Soy milk is a great alternative to cow’s milk for people suffering from lactose intolerance because they are lactose sugar-free. However, their main problem is the low content and usability of calcium. Calcium is essential for maintaining the bone mass, teeth and muscles activity. Soy milk contains 200 mg of calcium per liter, but cow’s milk 1200 mg. Therefore, milk and dairy products are recommended as their optimal source. Soybeans contain high amount of vitamin E, which helps protect cells from oxidative stress. The vitamin C content is zero, but it can be increased by soaking.


Soybeans contain a moderate amount of substances known as purines, a typical legume ingredient, whose consumption should be reduced in individuals suffering from gout. People with a higher risk of developing calcium-oxalate kidney stones should reduce consumption of soy foods because of high oxalate content. Soybeans also contain goitrogenic substances that cause inadequate synthesis of thyroid hormones, which is reflected in reduced function and visible swelling. Their negative effects can be decreased by heat treatment due to their thermolabile nature.


Soybeans are interesting not only from nutrition viewpoint but also from isoflavones content, whose influence on human health is often subject of discussion. Due to their similar chemical structure and biochemical activity to estrogens (female sex hormones), they are called phytoestrogens. Because of this similarity, isoflavones can be used in the menopause period. During menopause, the ovarian production of estrogens decreases. A reduction of estrogen levels in the blood leads a series of characteristic symptoms of menopause, such as insomnia, excessive sweating, headaches, irritability, depression and hot flashes. Isoflavones alleviate these bad symptoms. During menopause, they also reduce the risk of osteoporosis, positively affect learning, visual memory, and prevent Alzheimer’s disease. According to clinical trials, isoflavones improve vascular endothelium function, arterial stiffness and stretchability, thereby facilitating blood flow, lowering blood triglycerides and LDL cholesterol, and thus protecting against the risk of atherosclerosis. They also have strong antioxidant effects comparable to vitamin E. In premenopausal women, the phytoestrogens act as antiestrogens when the estrogen levels are high. Their potential antiestrogenic benefits are evidenced in hormone-dependent cancers, such as breast cancer.

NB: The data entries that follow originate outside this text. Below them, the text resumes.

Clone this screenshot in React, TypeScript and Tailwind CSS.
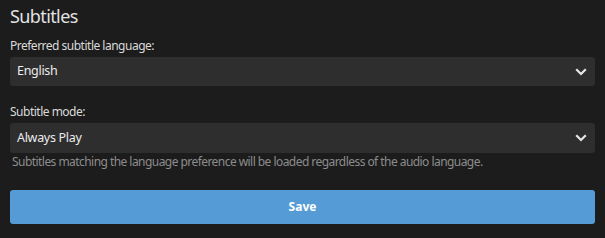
import React from 'react';

function Chevron() {
  return (
    <svg width="12" height="12" viewBox="0 0 12 12" className="text-[#e6e6e6]">
      <path d="M2 4l4 4 4-4" fill="none" stroke="currentColor" strokeWidth="2.2" strokeLinecap="square" />
    </svg>
  );
}

export default function App() {
  const font = { fontFamily: '"Noto Sans", sans-serif' };
  return (
    <div className="w-[605px] h-[238px] bg-[#1c1c1c] px-[10px] pt-[2px] text-[#e0e0e0]" style={font}>
      <h2 className="text-[18px] leading-[28px] tracking-[-0.6px] text-[#e2e2e2]">Subtitles</h2>

      {/* Preferred language */}
      <div className="mt-[7px]">
        <label className="block text-[12px] leading-[18px] tracking-[-0.5px] text-[#dadada]">Preferred subtitle language:</label>
        <div className="mt-[2px] h-[29px] rounded-[3px] bg-[#2e2e2e] flex items-center justify-between pl-[7px] pr-[8px]">
          <span className="text-[12.5px] tracking-[-0.3px] text-[#ececec]">English</span>
          <Chevron />
        </div>
      </div>

      {/* Subtitle mode */}
      <div className="mt-[17px]">
        <label className="block text-[12px] leading-[18px] tracking-[-0.5px] text-[#dadada]">Subtitle mode:</label>
        <div className="mt-[2px] h-[30px] rounded-[3px] bg-[#2e2e2e] flex items-center justify-between pl-[7px] pr-[8px]">
          <span className="text-[12.5px] tracking-[-0.3px] text-[#ececec]">Always Play</span>
          <Chevron />
        </div>
        <p className="mt-[1px] pl-[2px] text-[12px] leading-[16px] tracking-[-0.55px] text-[#8c8c8c]">
          Subtitles matching the language preference will be loaded regardless of the audio language.
        </p>
      </div>

      <button className="mt-[20px] w-full h-[34px] rounded-[3px] bg-[#559bd6] text-white text-[12px] font-bold">
        Save
      </button>
    </div>
  );
}
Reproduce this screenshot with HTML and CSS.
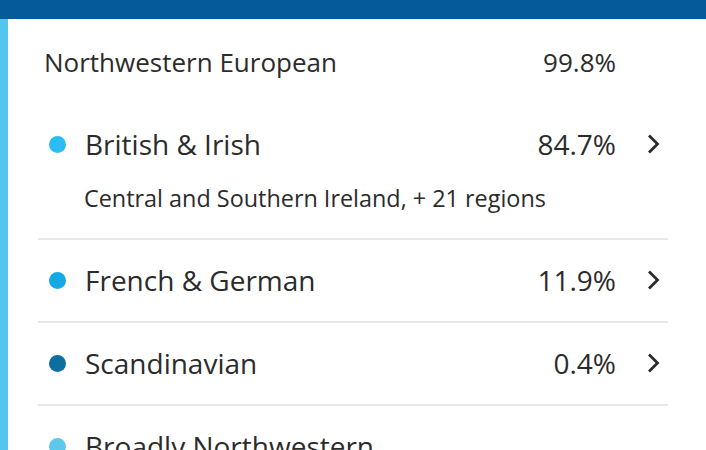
FILE: index.html
```html
<!DOCTYPE html>
<html lang="en">
<head>
    <meta charset="UTF-8">
    <meta name="viewport" content="width=device-width, initial-scale=1.0">
    <title>Ethnicity Estimate</title>
    <link rel="stylesheet" href="styles.css">
</head>
<body>
    <div class="topbar"></div>

    <div class="region-card">
        <div class="region-head">
            <span class="region-name">Northwestern European</span>
            <span class="region-pct">99.8%</span>
        </div>

        <ul class="sub-list">
            <li class="sub-item">
                <div class="sub-row">
                    <span class="dot dot-british"></span>
                    <span class="sub-name">British &amp; Irish</span>
                    <span class="sub-pct">84.7%</span>
                    <svg class="chevron" viewBox="0 0 14 20"><path d="M3 1.5l8.5 8.5-8.5 8.5"/></svg>
                </div>
                <div class="sub-detail">Central and Southern Ireland, + 21 regions</div>
            </li>
            <li class="sub-item">
                <div class="sub-row">
                    <span class="dot dot-french"></span>
                    <span class="sub-name">French &amp; German</span>
                    <span class="sub-pct">11.9%</span>
                    <svg class="chevron" viewBox="0 0 14 20"><path d="M3 1.5l8.5 8.5-8.5 8.5"/></svg>
                </div>
            </li>
            <li class="sub-item">
                <div class="sub-row">
                    <span class="dot dot-scand"></span>
                    <span class="sub-name">Scandinavian</span>
                    <span class="sub-pct">0.4%</span>
                    <svg class="chevron" viewBox="0 0 14 20"><path d="M3 1.5l8.5 8.5-8.5 8.5"/></svg>
                </div>
            </li>
            <li class="sub-item">
                <div class="sub-row">
                    <span class="dot dot-broad"></span>
                    <span class="sub-name">Broadly Northwestern</span>
                </div>
            </li>
        </ul>
    </div>
</body>
</html>
```

FILE: styles.css
```css
body {
    margin: 0;
    font-family: "Open Sans", "Noto Sans", sans-serif;
    color: #2b2b2b;
    background-color: #fff;
    overflow: hidden;
}
.topbar {
    height: 19px;
    background-color: #055a9a;
}
.region-card {
    border-left: 8px solid #52c6ec;
    padding: 0 38px 0 30px;
    height: 431px;
    overflow: hidden;
}
.region-head {
    display: flex;
    justify-content: space-between;
    align-items: center;
    padding: 0 52px 0 6px;
    height: 85px;
    font-size: 26px;
}
.sub-list {
    list-style: none;
    margin: 0;
    padding: 0;
}
.sub-item {
    border-bottom: 2px solid #e8e8e8;
    padding: 20px 0 21px;
}
.sub-row {
    display: flex;
    align-items: center;
    height: 40px;
    font-size: 28px;
}
.dot {
    width: 17px;
    height: 17px;
    border-radius: 50%;
    margin: 0 19px 0 11px;
    flex-shrink: 0;
}
.dot-british { background-color: #2cbcf4; }
.dot-french { background-color: #14a9e3; }
.dot-scand { background-color: #0c6f9e; }
.dot-broad { background-color: #5cc9ec; }
.sub-name {
    flex: 1;
}
.sub-pct {
    margin-right: 30px;
}
.chevron {
    width: 14px;
    height: 20px;
    margin-right: 8px;
    fill: none;
    stroke: #2b2b2b;
    stroke-width: 2.8;
}
.sub-detail {
    font-size: 23.4px;
    padding-left: 46px;
    margin: 18px 0 3px;
}
```
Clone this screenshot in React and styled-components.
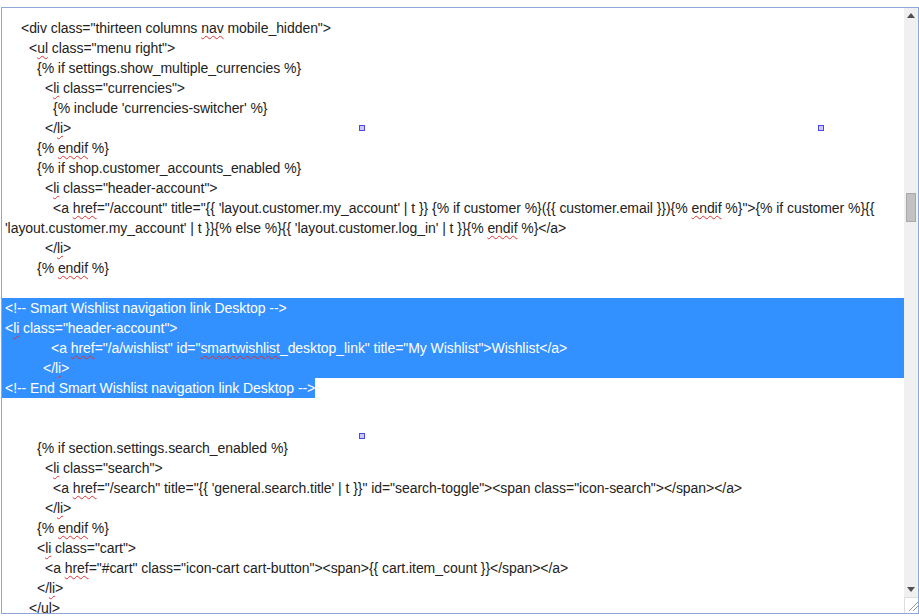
import React from 'react'
import styled, { createGlobalStyle } from 'styled-components'

const Global = createGlobalStyle`
  html, body { margin: 0; padding: 0; background: #fff; }
  body { font-family: "Liberation Sans", Arial, sans-serif; }
`

const Frame = styled.div`
  position: relative;
  margin-top: 7px;
  margin-left: 1px;
  width: 916px;
  height: 605px;
  border: 1px solid #8ea8d8;
  overflow: hidden;
  display: flex;
`

const Editor = styled.div`
  flex: 1;
  padding: 10px 0 0 3px;
  font-size: 14px;
  line-height: 20px;
  letter-spacing: -0.05px;
  color: #222;
  position: relative;
`

const Line = styled.div`
  min-height: 20px;
  text-indent: ${p => p.indent || 0}px;
  white-space: pre-wrap;
  ${p => p.selected && `background: #3390ff; color: #fff; margin-left: -3px; padding-left: 3px;`}
`

const SelEnd = styled.span`
  display: inline-block;
  height: 20px;
  background: #3390ff;
  color: #fff;
  margin-left: -3px;
  padding-left: 3px;
`

const Sp = styled.span`
  text-decoration: underline wavy #e03030;
  text-decoration-thickness: 1px;
  text-underline-offset: 2px;
`

const Handle = styled.span`
  position: absolute;
  width: 4px;
  height: 4px;
  border: 1px solid #4a4ae0;
  background: #c8c8ff;
`

const Scrollbar = styled.div`
  width: 14px;
  background: #f0f0f0;
  display: flex;
  flex-direction: column;
  align-items: center;
`

const Arrow = styled.div`
  height: 15px;
  display: flex;
  align-items: center;
  justify-content: center;
  width: 100%;
`

const Track = styled.div`
  flex: 1;
  width: 100%;
  padding-top: 170px;
`

const Thumb = styled.div`
  margin-left: 2px;
  width: 10px;
  height: 29px;
  background: #c1c1c1;
  border: 1px solid #a9a9a9;
  box-sizing: border-box;
`

const Grip = styled.div`
  height: 15px;
  width: 100%;
  background: #fff;
  border-top: 1px solid #ddd;
  border-left: 1px solid #ddd;
`

export default function App() {
  return (
    <>
      <Global />
      <Frame>
        <Editor>
          <Handle style={{ left: 357, top: 117 }} />
          <Handle style={{ left: 816, top: 117 }} />
          <Handle style={{ left: 357, top: 425 }} />
          <Line indent={16}>{'<div class="thirteen columns '}<Sp>nav</Sp>{' mobile_hidden">'}</Line>
          <Line indent={24}>{'<'}<Sp>ul</Sp>{' class="menu right">'}</Line>
          <Line indent={32}>{'{% if settings.show_multiple_currencies %}'}</Line>
          <Line indent={40}>{'<'}<Sp>li</Sp>{' class="currencies">'}</Line>
          <Line indent={48}>{"{% include 'currencies-switcher' %}"}</Line>
          <Line indent={40}>{'</'}<Sp>li</Sp>{'>'}</Line>
          <Line indent={32}>{'{% '}<Sp>endif</Sp>{' %}'}</Line>
          <Line indent={32}>{'{% if shop.customer_accounts_enabled %}'}</Line>
          <Line indent={40}>{'<'}<Sp>li</Sp>{' class="header-account">'}</Line>
          <Line indent={48}>{'<a '}<Sp>href</Sp>{"=\"/account\" title=\"{{ 'layout.customer.my_account' | t }} {% if customer %}({{ customer.email }}){% "}<Sp>endif</Sp>{" %}\">{% if customer %}{{ 'layout.customer.my_account' | t }}{% else %}{{ 'layout.customer.log_in' | t }}{% "}<Sp>endif</Sp>{' %}</a>'}</Line>
          <Line indent={40}>{'</'}<Sp>li</Sp>{'>'}</Line>
          <Line indent={32}>{'{% '}<Sp>endif</Sp>{' %}'}</Line>
          <Line />
          <Line selected>{'<!-- Smart Wishlist navigation link Desktop -->'}</Line>
          <Line selected>{'<'}<Sp>li</Sp>{' class="header-account">'}</Line>
          <Line selected indent={46}>{'<a '}<Sp>href</Sp>{'="/a/wishlist" id="'}<Sp>smartwishlist</Sp>{'_desktop_link" title="My Wishlist">Wishlist</a>'}</Line>
          <Line selected indent={38}>{'</'}<Sp>li</Sp>{'>'}</Line>
          <Line><SelEnd>{'<!-- End Smart Wishlist navigation link Desktop -->'}</SelEnd></Line>
          <Line />
          <Line />
          <Line indent={32}>{'{% if section.settings.search_enabled %}'}</Line>
          <Line indent={40}>{'<'}<Sp>li</Sp>{' class="search">'}</Line>
          <Line indent={48}>{'<a '}<Sp>href</Sp>{"=\"/search\" title=\"{{ 'general.search.title' | t }}\" id=\"search-toggle\"><span class=\"icon-search\"></span></a>"}</Line>
          <Line indent={40}>{'</'}<Sp>li</Sp>{'>'}</Line>
          <Line indent={32}>{'{% '}<Sp>endif</Sp>{' %}'}</Line>
          <Line indent={32}>{'<'}<Sp>li</Sp>{' class="cart">'}</Line>
          <Line indent={40}>{'<a '}<Sp>href</Sp>{'="#cart" class="icon-cart cart-button"><span>{{ cart.item_count }}</span></a>'}</Line>
          <Line indent={32}>{'</'}<Sp>li</Sp>{'>'}</Line>
          <Line indent={24}>{'</'}<Sp>ul</Sp>{'>'}</Line>
        </Editor>
        <Scrollbar>
          <Arrow>
            <svg width="8" height="5" viewBox="0 0 8 5"><path d="M0 5L4 0L8 5Z" fill="#505050" /></svg>
          </Arrow>
          <Track><Thumb /></Track>
          <Arrow>
            <svg width="8" height="5" viewBox="0 0 8 5"><path d="M0 0L4 5L8 0Z" fill="#505050" /></svg>
          </Arrow>
          <Grip>
            <svg width="14" height="14" viewBox="0 0 14 14"><path d="M4 13L13 4M8 13L13 8" stroke="#999" strokeWidth="1" /></svg>
          </Grip>
        </Scrollbar>
      </Frame>
    </>
  )
}
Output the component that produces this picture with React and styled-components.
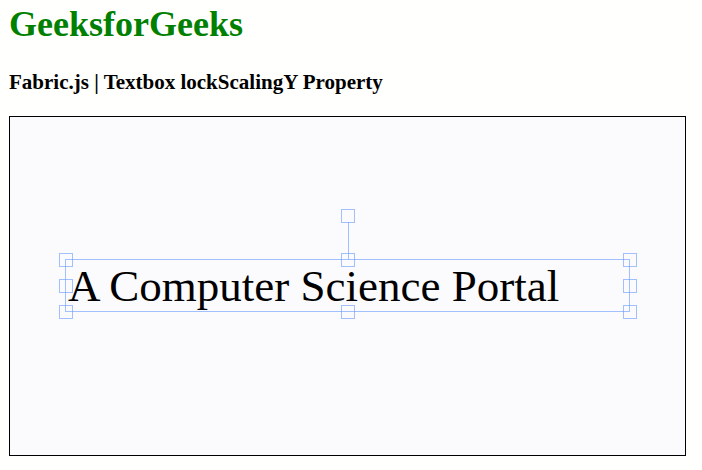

Common question is “How does isoflavones affect men?” The results of individual studies are often unambiguous but the latest meta-analysis of all studies deals with soy isoflavones has concluded that they do not affect male reproductive system.

Soybeans are also a part of the diet of children, and even the smallest. Soy infant nutrition meets all requirements for infant feeding. Soy based formulas have been used to treat infants with cow’s milk allergy, lactose intolerance or galactosemia. It has been used for several decades. No negative effects of isoflavones have been reported on children’s health yet. However. soybeans are considered to be one of the most common allergenic foods. Soybean allergy is most common among infants and young children who are exposed to soy infant nutrition. The incidence in Europe is around 2%, in adults it is lower because the allergy is disappeared already in childhood.

Concerns with soybeans, especially with the isoflavone effect on human health, are mainly based on the results from animal studies but human research has shown safety. Soy foods have been consumed for centuries in Asian countries. Epidemiologic studies have showed a lower incidence of osteoporosis in populations consuming diets high in soy, such as Asians, when compared to western populations. Many potential benefits have been linked to intake of soy products, for example consumption of soy foods may contribute to lower incidences of coronary heart diseases, atherosclerosis, type 2 diabetes, and decreased risk of certain types of cancer such as breast and prostate cancers as well as better bone health and relief of menopausal symptoms.


Consumption of soy foods can offer health benefits while minimizing the possible harmful effects of the high energy diet of the present.